WORK REQUIRED: Can you output the material exactly as written, minus any pictures it holds?

______

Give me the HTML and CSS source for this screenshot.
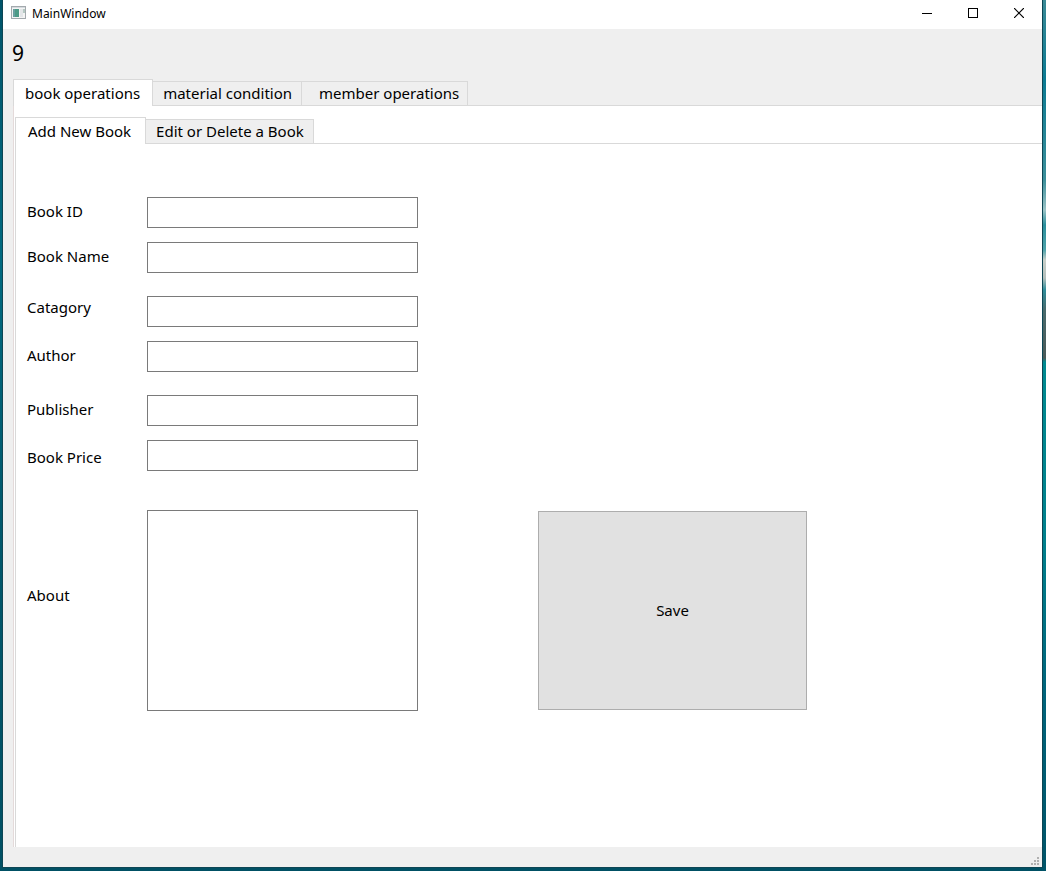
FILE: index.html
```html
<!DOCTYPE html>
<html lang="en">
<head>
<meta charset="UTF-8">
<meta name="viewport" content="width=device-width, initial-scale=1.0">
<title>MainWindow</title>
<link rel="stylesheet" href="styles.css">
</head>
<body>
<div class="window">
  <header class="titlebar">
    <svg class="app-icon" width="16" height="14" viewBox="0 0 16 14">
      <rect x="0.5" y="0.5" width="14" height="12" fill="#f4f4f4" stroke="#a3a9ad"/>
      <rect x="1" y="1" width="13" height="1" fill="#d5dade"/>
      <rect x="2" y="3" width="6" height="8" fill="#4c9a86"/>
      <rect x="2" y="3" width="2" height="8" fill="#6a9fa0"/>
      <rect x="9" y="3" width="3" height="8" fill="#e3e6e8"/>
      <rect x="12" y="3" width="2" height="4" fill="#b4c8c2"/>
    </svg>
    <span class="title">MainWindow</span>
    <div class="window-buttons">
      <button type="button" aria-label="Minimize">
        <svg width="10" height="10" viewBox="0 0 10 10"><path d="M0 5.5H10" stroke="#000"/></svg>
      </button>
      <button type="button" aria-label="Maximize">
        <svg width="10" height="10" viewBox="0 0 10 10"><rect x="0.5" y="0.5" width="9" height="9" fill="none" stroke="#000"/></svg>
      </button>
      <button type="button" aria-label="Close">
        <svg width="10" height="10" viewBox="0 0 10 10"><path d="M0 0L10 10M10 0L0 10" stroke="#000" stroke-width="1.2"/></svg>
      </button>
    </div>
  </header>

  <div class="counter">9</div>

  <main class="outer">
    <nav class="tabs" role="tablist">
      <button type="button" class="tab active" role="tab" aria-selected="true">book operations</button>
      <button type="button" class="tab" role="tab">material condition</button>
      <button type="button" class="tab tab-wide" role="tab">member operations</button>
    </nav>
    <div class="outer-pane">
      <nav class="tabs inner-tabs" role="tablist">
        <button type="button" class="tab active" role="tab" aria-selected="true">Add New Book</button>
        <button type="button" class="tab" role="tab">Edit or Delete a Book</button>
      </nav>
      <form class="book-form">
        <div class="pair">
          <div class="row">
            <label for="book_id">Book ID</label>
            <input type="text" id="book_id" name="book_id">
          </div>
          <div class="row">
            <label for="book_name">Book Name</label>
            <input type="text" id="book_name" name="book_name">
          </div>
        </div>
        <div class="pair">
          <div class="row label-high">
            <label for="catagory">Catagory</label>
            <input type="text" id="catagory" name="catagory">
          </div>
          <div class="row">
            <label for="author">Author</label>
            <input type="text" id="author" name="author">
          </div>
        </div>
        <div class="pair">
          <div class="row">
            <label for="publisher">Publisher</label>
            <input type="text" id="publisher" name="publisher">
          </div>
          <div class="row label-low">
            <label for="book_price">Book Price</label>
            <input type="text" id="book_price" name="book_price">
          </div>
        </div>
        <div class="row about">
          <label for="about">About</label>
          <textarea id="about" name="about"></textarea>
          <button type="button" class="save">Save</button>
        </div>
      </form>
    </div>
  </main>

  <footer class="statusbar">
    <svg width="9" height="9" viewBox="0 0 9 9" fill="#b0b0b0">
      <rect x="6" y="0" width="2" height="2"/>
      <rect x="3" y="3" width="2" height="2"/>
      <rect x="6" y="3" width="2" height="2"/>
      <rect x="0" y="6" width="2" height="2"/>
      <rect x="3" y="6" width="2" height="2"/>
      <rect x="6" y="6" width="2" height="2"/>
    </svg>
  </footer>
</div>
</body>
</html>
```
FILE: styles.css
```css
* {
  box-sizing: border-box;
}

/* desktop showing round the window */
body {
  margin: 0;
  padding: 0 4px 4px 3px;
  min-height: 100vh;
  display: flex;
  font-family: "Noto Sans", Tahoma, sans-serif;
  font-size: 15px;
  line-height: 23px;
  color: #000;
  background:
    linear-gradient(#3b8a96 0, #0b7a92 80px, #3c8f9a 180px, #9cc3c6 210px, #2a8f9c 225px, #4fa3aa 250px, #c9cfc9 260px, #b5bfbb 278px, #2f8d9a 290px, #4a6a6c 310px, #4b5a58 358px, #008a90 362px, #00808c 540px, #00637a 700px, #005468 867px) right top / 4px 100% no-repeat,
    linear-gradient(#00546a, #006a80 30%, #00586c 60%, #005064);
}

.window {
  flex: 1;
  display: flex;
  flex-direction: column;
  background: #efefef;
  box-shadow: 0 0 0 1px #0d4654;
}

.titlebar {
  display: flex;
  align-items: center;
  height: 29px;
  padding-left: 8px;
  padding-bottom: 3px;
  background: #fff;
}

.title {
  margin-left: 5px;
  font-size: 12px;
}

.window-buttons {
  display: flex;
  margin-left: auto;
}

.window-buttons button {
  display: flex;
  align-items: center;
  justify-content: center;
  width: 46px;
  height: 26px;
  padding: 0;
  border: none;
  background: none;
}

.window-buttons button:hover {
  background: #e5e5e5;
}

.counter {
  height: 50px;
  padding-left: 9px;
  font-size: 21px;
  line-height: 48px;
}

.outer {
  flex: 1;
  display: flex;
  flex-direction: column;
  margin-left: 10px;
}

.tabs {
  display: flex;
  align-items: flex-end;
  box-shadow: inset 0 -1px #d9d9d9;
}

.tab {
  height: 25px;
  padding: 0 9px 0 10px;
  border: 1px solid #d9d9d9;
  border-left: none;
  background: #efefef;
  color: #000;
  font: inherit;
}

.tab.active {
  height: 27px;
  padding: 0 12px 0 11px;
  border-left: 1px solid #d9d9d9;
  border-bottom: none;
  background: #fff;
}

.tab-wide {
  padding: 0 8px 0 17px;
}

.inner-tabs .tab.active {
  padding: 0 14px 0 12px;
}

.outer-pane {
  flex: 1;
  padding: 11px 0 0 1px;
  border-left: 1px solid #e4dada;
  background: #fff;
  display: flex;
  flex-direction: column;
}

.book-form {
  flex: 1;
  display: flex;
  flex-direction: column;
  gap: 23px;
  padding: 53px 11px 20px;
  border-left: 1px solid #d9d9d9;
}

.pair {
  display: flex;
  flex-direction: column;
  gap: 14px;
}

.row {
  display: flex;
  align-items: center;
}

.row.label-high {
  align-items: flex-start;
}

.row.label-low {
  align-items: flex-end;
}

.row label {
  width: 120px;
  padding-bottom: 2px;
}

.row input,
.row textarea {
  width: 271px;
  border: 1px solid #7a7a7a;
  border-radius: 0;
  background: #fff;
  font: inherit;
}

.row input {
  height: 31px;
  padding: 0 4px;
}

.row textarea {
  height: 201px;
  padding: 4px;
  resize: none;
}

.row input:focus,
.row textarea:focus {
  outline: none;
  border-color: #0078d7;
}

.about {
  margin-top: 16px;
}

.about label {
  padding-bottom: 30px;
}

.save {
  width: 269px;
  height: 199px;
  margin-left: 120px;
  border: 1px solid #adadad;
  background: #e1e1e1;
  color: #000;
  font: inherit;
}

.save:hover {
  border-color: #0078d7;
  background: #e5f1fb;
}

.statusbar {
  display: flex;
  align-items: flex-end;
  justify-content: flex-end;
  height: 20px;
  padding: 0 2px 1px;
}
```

______

TASK ANSWER:
Give me the HTML and CSS source for this screenshot.
FILE: index.html
```html
<!DOCTYPE html>
<html lang="en">
<head>
<meta charset="UTF-8">
<meta name="viewport" content="width=device-width, initial-scale=1.0">
<title>MainWindow</title>
<link rel="stylesheet" href="styles.css">
</head>
<body>
<div class="window">
  <header class="titlebar">
    <svg class="app-icon" width="16" height="14" viewBox="0 0 16 14">
      <rect x="0.5" y="0.5" width="14" height="12" fill="#f4f4f4" stroke="#a3a9ad"/>
      <rect x="1" y="1" width="13" height="1" fill="#d5dade"/>
      <rect x="2" y="3" width="6" height="8" fill="#4c9a86"/>
      <rect x="2" y="3" width="2" height="8" fill="#6a9fa0"/>
      <rect x="9" y="3" width="3" height="8" fill="#e3e6e8"/>
      <rect x="12" y="3" width="2" height="4" fill="#b4c8c2"/>
    </svg>
    <span class="title">MainWindow</span>
    <div class="window-buttons">
      <button type="button" aria-label="Minimize">
        <svg width="10" height="10" viewBox="0 0 10 10"><path d="M0 5.5H10" stroke="#000"/></svg>
      </button>
      <button type="button" aria-label="Maximize">
        <svg width="10" height="10" viewBox="0 0 10 10"><rect x="0.5" y="0.5" width="9" height="9" fill="none" stroke="#000"/></svg>
      </button>
      <button type="button" aria-label="Close">
        <svg width="10" height="10" viewBox="0 0 10 10"><path d="M0 0L10 10M10 0L0 10" stroke="#000" stroke-width="1.2"/></svg>
      </button>
    </div>
  </header>

  <div class="counter">9</div>

  <main class="outer">
    <nav class="tabs" role="tablist">
      <button type="button" class="tab active" role="tab" aria-selected="true">book operations</button>
      <button type="button" class="tab" role="tab">material condition</button>
      <button type="button" class="tab tab-wide" role="tab">member operations</button>
    </nav>
    <div class="outer-pane">
      <nav class="tabs inner-tabs" role="tablist">
        <button type="button" class="tab active" role="tab" aria-selected="true">Add New Book</button>
        <button type="button" class="tab" role="tab">Edit or Delete a Book</button>
      </nav>
      <form class="book-form">
        <div class="pair">
          <div class="row">
            <label for="book_id">Book ID</label>
            <input type="text" id="book_id" name="book_id">
          </div>
          <div class="row">
            <label for="book_name">Book Name</label>
            <input type="text" id="book_name" name="book_name">
          </div>
        </div>
        <div class="pair">
          <div class="row label-high">
            <label for="catagory">Catagory</label>
            <input type="text" id="catagory" name="catagory">
          </div>
          <div class="row">
            <label for="author">Author</label>
            <input type="text" id="author" name="author">
          </div>
        </div>
        <div class="pair">
          <div class="row">
            <label for="publisher">Publisher</label>
            <input type="text" id="publisher" name="publisher">
          </div>
          <div class="row label-low">
            <label for="book_price">Book Price</label>
            <input type="text" id="book_price" name="book_price">
          </div>
        </div>
        <div class="row about">
          <label for="about">About</label>
          <textarea id="about" name="about"></textarea>
          <button type="button" class="save">Save</button>
        </div>
      </form>
    </div>
  </main>

  <footer class="statusbar">
    <svg width="9" height="9" viewBox="0 0 9 9" fill="#b0b0b0">
      <rect x="6" y="0" width="2" height="2"/>
      <rect x="3" y="3" width="2" height="2"/>
      <rect x="6" y="3" width="2" height="2"/>
      <rect x="0" y="6" width="2" height="2"/>
      <rect x="3" y="6" width="2" height="2"/>
      <rect x="6" y="6" width="2" height="2"/>
    </svg>
  </footer>
</div>
</body>
</html>
```
FILE: styles.css
```css
* {
  box-sizing: border-box;
}

/* desktop showing round the window */
body {
  margin: 0;
  padding: 0 4px 4px 3px;
  min-height: 100vh;
  display: flex;
  font-family: "Noto Sans", Tahoma, sans-serif;
  font-size: 15px;
  line-height: 23px;
  color: #000;
  background:
    linear-gradient(#3b8a96 0, #0b7a92 80px, #3c8f9a 180px, #9cc3c6 210px, #2a8f9c 225px, #4fa3aa 250px, #c9cfc9 260px, #b5bfbb 278px, #2f8d9a 290px, #4a6a6c 310px, #4b5a58 358px, #008a90 362px, #00808c 540px, #00637a 700px, #005468 867px) right top / 4px 100% no-repeat,
    linear-gradient(#00546a, #006a80 30%, #00586c 60%, #005064);
}

.window {
  flex: 1;
  display: flex;
  flex-direction: column;
  background: #efefef;
  box-shadow: 0 0 0 1px #0d4654;
}

.titlebar {
  display: flex;
  align-items: center;
  height: 29px;
  padding-left: 8px;
  padding-bottom: 3px;
  background: #fff;
}

.title {
  margin-left: 5px;
  font-size: 12px;
}

.window-buttons {
  display: flex;
  margin-left: auto;
}

.window-buttons button {
  display: flex;
  align-items: center;
  justify-content: center;
  width: 46px;
  height: 26px;
  padding: 0;
  border: none;
  background: none;
}

.window-buttons button:hover {
  background: #e5e5e5;
}

.counter {
  height: 50px;
  padding-left: 9px;
  font-size: 21px;
  line-height: 48px;
}

.outer {
  flex: 1;
  display: flex;
  flex-direction: column;
  margin-left: 10px;
}

.tabs {
  display: flex;
  align-items: flex-end;
  box-shadow: inset 0 -1px #d9d9d9;
}

.tab {
  height: 25px;
  padding: 0 9px 0 10px;
  border: 1px solid #d9d9d9;
  border-left: none;
  background: #efefef;
  color: #000;
  font: inherit;
}

.tab.active {
  height: 27px;
  padding: 0 12px 0 11px;
  border-left: 1px solid #d9d9d9;
  border-bottom: none;
  background: #fff;
}

.tab-wide {
  padding: 0 8px 0 17px;
}

.inner-tabs .tab.active {
  padding: 0 14px 0 12px;
}

.outer-pane {
  flex: 1;
  padding: 11px 0 0 1px;
  border-left: 1px solid #e4dada;
  background: #fff;
  display: flex;
  flex-direction: column;
}

.book-form {
  flex: 1;
  display: flex;
  flex-direction: column;
  gap: 23px;
  padding: 53px 11px 20px;
  border-left: 1px solid #d9d9d9;
}

.pair {
  display: flex;
  flex-direction: column;
  gap: 14px;
}

.row {
  display: flex;
  align-items: center;
}

.row.label-high {
  align-items: flex-start;
}

.row.label-low {
  align-items: flex-end;
}

.row label {
  width: 120px;
  padding-bottom: 2px;
}

.row input,
.row textarea {
  width: 271px;
  border: 1px solid #7a7a7a;
  border-radius: 0;
  background: #fff;
  font: inherit;
}

.row input {
  height: 31px;
  padding: 0 4px;
}

.row textarea {
  height: 201px;
  padding: 4px;
  resize: none;
}

.row input:focus,
.row textarea:focus {
  outline: none;
  border-color: #0078d7;
}

.about {
  margin-top: 16px;
}

.about label {
  padding-bottom: 30px;
}

.save {
  width: 269px;
  height: 199px;
  margin-left: 120px;
  border: 1px solid #adadad;
  background: #e1e1e1;
  color: #000;
  font: inherit;
}

.save:hover {
  border-color: #0078d7;
  background: #e5f1fb;
}

.statusbar {
  display: flex;
  align-items: flex-end;
  justify-content: flex-end;
  height: 20px;
  padding: 0 2px 1px;
}
```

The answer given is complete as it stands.